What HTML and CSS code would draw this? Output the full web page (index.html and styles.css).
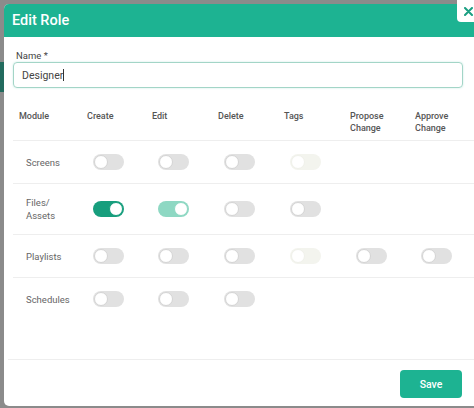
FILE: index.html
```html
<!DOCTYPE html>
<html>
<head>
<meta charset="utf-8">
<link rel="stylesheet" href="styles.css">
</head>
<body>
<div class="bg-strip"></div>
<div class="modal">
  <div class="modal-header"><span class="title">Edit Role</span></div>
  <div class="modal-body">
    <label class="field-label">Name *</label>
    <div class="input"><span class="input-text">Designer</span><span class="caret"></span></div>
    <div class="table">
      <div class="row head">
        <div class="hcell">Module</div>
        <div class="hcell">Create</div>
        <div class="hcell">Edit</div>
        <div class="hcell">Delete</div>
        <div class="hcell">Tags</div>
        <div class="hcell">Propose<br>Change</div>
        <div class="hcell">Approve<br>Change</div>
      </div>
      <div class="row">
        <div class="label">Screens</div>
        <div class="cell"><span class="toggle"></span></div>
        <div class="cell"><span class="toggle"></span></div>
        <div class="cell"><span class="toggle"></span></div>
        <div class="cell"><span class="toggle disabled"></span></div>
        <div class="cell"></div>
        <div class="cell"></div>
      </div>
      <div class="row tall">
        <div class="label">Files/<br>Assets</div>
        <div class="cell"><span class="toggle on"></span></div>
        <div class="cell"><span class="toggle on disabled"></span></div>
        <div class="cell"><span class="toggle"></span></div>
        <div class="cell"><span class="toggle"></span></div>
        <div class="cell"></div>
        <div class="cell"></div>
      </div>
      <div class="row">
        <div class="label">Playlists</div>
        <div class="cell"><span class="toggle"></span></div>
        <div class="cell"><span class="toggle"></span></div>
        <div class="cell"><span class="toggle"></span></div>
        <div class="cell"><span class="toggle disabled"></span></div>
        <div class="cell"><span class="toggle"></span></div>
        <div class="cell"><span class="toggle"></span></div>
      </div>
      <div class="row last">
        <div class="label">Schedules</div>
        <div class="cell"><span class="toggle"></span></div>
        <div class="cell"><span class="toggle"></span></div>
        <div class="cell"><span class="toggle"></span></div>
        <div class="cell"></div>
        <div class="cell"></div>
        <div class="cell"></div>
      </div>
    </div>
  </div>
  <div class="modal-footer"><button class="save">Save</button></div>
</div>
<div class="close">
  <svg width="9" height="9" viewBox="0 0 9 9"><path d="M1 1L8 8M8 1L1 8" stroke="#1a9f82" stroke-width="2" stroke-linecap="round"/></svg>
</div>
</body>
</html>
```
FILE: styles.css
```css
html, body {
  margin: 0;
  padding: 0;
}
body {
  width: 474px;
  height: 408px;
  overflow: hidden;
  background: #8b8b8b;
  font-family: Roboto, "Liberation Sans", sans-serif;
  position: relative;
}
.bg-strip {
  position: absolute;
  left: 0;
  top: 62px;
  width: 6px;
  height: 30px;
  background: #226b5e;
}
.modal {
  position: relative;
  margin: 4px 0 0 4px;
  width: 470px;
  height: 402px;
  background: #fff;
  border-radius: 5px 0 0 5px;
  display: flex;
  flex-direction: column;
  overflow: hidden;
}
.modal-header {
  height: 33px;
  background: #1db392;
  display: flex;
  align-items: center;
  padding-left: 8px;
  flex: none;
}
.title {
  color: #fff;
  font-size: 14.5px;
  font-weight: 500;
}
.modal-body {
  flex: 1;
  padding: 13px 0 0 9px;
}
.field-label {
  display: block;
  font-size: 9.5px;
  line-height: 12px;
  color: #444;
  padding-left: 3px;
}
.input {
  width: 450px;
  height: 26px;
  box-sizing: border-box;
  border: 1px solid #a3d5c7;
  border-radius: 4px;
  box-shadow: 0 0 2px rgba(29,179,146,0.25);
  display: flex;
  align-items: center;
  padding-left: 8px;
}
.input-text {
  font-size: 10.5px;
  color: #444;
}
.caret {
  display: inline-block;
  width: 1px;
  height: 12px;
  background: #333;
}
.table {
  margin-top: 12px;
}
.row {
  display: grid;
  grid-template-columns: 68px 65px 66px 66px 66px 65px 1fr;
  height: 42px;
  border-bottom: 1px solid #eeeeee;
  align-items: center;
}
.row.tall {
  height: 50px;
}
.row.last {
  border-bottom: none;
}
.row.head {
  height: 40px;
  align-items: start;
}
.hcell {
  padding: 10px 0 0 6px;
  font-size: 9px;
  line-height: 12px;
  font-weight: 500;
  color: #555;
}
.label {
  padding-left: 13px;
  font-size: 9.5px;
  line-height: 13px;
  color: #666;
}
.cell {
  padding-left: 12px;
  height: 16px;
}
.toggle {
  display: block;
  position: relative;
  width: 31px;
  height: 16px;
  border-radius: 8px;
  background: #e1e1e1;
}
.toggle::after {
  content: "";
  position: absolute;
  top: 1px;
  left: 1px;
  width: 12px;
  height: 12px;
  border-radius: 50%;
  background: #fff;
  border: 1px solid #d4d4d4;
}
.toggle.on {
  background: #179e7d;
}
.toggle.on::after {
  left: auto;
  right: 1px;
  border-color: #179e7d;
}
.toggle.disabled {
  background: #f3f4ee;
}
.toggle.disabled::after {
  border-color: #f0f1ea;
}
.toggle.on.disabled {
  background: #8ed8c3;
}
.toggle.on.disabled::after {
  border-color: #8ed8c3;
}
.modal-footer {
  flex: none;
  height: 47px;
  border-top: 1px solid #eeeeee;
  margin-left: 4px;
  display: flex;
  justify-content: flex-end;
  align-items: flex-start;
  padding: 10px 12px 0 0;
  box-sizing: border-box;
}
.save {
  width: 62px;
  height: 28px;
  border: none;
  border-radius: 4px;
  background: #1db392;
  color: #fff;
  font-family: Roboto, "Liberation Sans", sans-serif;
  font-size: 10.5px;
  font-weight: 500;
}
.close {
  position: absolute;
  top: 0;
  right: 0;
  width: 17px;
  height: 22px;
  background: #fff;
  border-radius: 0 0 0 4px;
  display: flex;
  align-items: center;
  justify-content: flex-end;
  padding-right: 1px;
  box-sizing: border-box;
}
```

+--

- Work to do -
Would you return the data exactly as written, without the pictures?

- Exercise output -
What HTML and CSS code would draw this? Output the full web page (index.html and styles.css).
FILE: index.html
```html
<!DOCTYPE html>
<html>
<head>
<meta charset="utf-8">
<link rel="stylesheet" href="styles.css">
</head>
<body>
<div class="bg-strip"></div>
<div class="modal">
  <div class="modal-header"><span class="title">Edit Role</span></div>
  <div class="modal-body">
    <label class="field-label">Name *</label>
    <div class="input"><span class="input-text">Designer</span><span class="caret"></span></div>
    <div class="table">
      <div class="row head">
        <div class="hcell">Module</div>
        <div class="hcell">Create</div>
        <div class="hcell">Edit</div>
        <div class="hcell">Delete</div>
        <div class="hcell">Tags</div>
        <div class="hcell">Propose<br>Change</div>
        <div class="hcell">Approve<br>Change</div>
      </div>
      <div class="row">
        <div class="label">Screens</div>
        <div class="cell"><span class="toggle"></span></div>
        <div class="cell"><span class="toggle"></span></div>
        <div class="cell"><span class="toggle"></span></div>
        <div class="cell"><span class="toggle disabled"></span></div>
        <div class="cell"></div>
        <div class="cell"></div>
      </div>
      <div class="row tall">
        <div class="label">Files/<br>Assets</div>
        <div class="cell"><span class="toggle on"></span></div>
        <div class="cell"><span class="toggle on disabled"></span></div>
        <div class="cell"><span class="toggle"></span></div>
        <div class="cell"><span class="toggle"></span></div>
        <div class="cell"></div>
        <div class="cell"></div>
      </div>
      <div class="row">
        <div class="label">Playlists</div>
        <div class="cell"><span class="toggle"></span></div>
        <div class="cell"><span class="toggle"></span></div>
        <div class="cell"><span class="toggle"></span></div>
        <div class="cell"><span class="toggle disabled"></span></div>
        <div class="cell"><span class="toggle"></span></div>
        <div class="cell"><span class="toggle"></span></div>
      </div>
      <div class="row last">
        <div class="label">Schedules</div>
        <div class="cell"><span class="toggle"></span></div>
        <div class="cell"><span class="toggle"></span></div>
        <div class="cell"><span class="toggle"></span></div>
        <div class="cell"></div>
        <div class="cell"></div>
        <div class="cell"></div>
      </div>
    </div>
  </div>
  <div class="modal-footer"><button class="save">Save</button></div>
</div>
<div class="close">
  <svg width="9" height="9" viewBox="0 0 9 9"><path d="M1 1L8 8M8 1L1 8" stroke="#1a9f82" stroke-width="2" stroke-linecap="round"/></svg>
</div>
</body>
</html>
```
FILE: styles.css
```css
html, body {
  margin: 0;
  padding: 0;
}
body {
  width: 474px;
  height: 408px;
  overflow: hidden;
  background: #8b8b8b;
  font-family: Roboto, "Liberation Sans", sans-serif;
  position: relative;
}
.bg-strip {
  position: absolute;
  left: 0;
  top: 62px;
  width: 6px;
  height: 30px;
  background: #226b5e;
}
.modal {
  position: relative;
  margin: 4px 0 0 4px;
  width: 470px;
  height: 402px;
  background: #fff;
  border-radius: 5px 0 0 5px;
  display: flex;
  flex-direction: column;
  overflow: hidden;
}
.modal-header {
  height: 33px;
  background: #1db392;
  display: flex;
  align-items: center;
  padding-left: 8px;
  flex: none;
}
.title {
  color: #fff;
  font-size: 14.5px;
  font-weight: 500;
}
.modal-body {
  flex: 1;
  padding: 13px 0 0 9px;
}
.field-label {
  display: block;
  font-size: 9.5px;
  line-height: 12px;
  color: #444;
  padding-left: 3px;
}
.input {
  width: 450px;
  height: 26px;
  box-sizing: border-box;
  border: 1px solid #a3d5c7;
  border-radius: 4px;
  box-shadow: 0 0 2px rgba(29,179,146,0.25);
  display: flex;
  align-items: center;
  padding-left: 8px;
}
.input-text {
  font-size: 10.5px;
  color: #444;
}
.caret {
  display: inline-block;
  width: 1px;
  height: 12px;
  background: #333;
}
.table {
  margin-top: 12px;
}
.row {
  display: grid;
  grid-template-columns: 68px 65px 66px 66px 66px 65px 1fr;
  height: 42px;
  border-bottom: 1px solid #eeeeee;
  align-items: center;
}
.row.tall {
  height: 50px;
}
.row.last {
  border-bottom: none;
}
.row.head {
  height: 40px;
  align-items: start;
}
.hcell {
  padding: 10px 0 0 6px;
  font-size: 9px;
  line-height: 12px;
  font-weight: 500;
  color: #555;
}
.label {
  padding-left: 13px;
  font-size: 9.5px;
  line-height: 13px;
  color: #666;
}
.cell {
  padding-left: 12px;
  height: 16px;
}
.toggle {
  display: block;
  position: relative;
  width: 31px;
  height: 16px;
  border-radius: 8px;
  background: #e1e1e1;
}
.toggle::after {
  content: "";
  position: absolute;
  top: 1px;
  left: 1px;
  width: 12px;
  height: 12px;
  border-radius: 50%;
  background: #fff;
  border: 1px solid #d4d4d4;
}
.toggle.on {
  background: #179e7d;
}
.toggle.on::after {
  left: auto;
  right: 1px;
  border-color: #179e7d;
}
.toggle.disabled {
  background: #f3f4ee;
}
.toggle.disabled::after {
  border-color: #f0f1ea;
}
.toggle.on.disabled {
  background: #8ed8c3;
}
.toggle.on.disabled::after {
  border-color: #8ed8c3;
}
.modal-footer {
  flex: none;
  height: 47px;
  border-top: 1px solid #eeeeee;
  margin-left: 4px;
  display: flex;
  justify-content: flex-end;
  align-items: flex-start;
  padding: 10px 12px 0 0;
  box-sizing: border-box;
}
.save {
  width: 62px;
  height: 28px;
  border: none;
  border-radius: 4px;
  background: #1db392;
  color: #fff;
  font-family: Roboto, "Liberation Sans", sans-serif;
  font-size: 10.5px;
  font-weight: 500;
}
.close {
  position: absolute;
  top: 0;
  right: 0;
  width: 17px;
  height: 22px;
  background: #fff;
  border-radius: 0 0 0 4px;
  display: flex;
  align-items: center;
  justify-content: flex-end;
  padding-right: 1px;
  box-sizing: border-box;
}
```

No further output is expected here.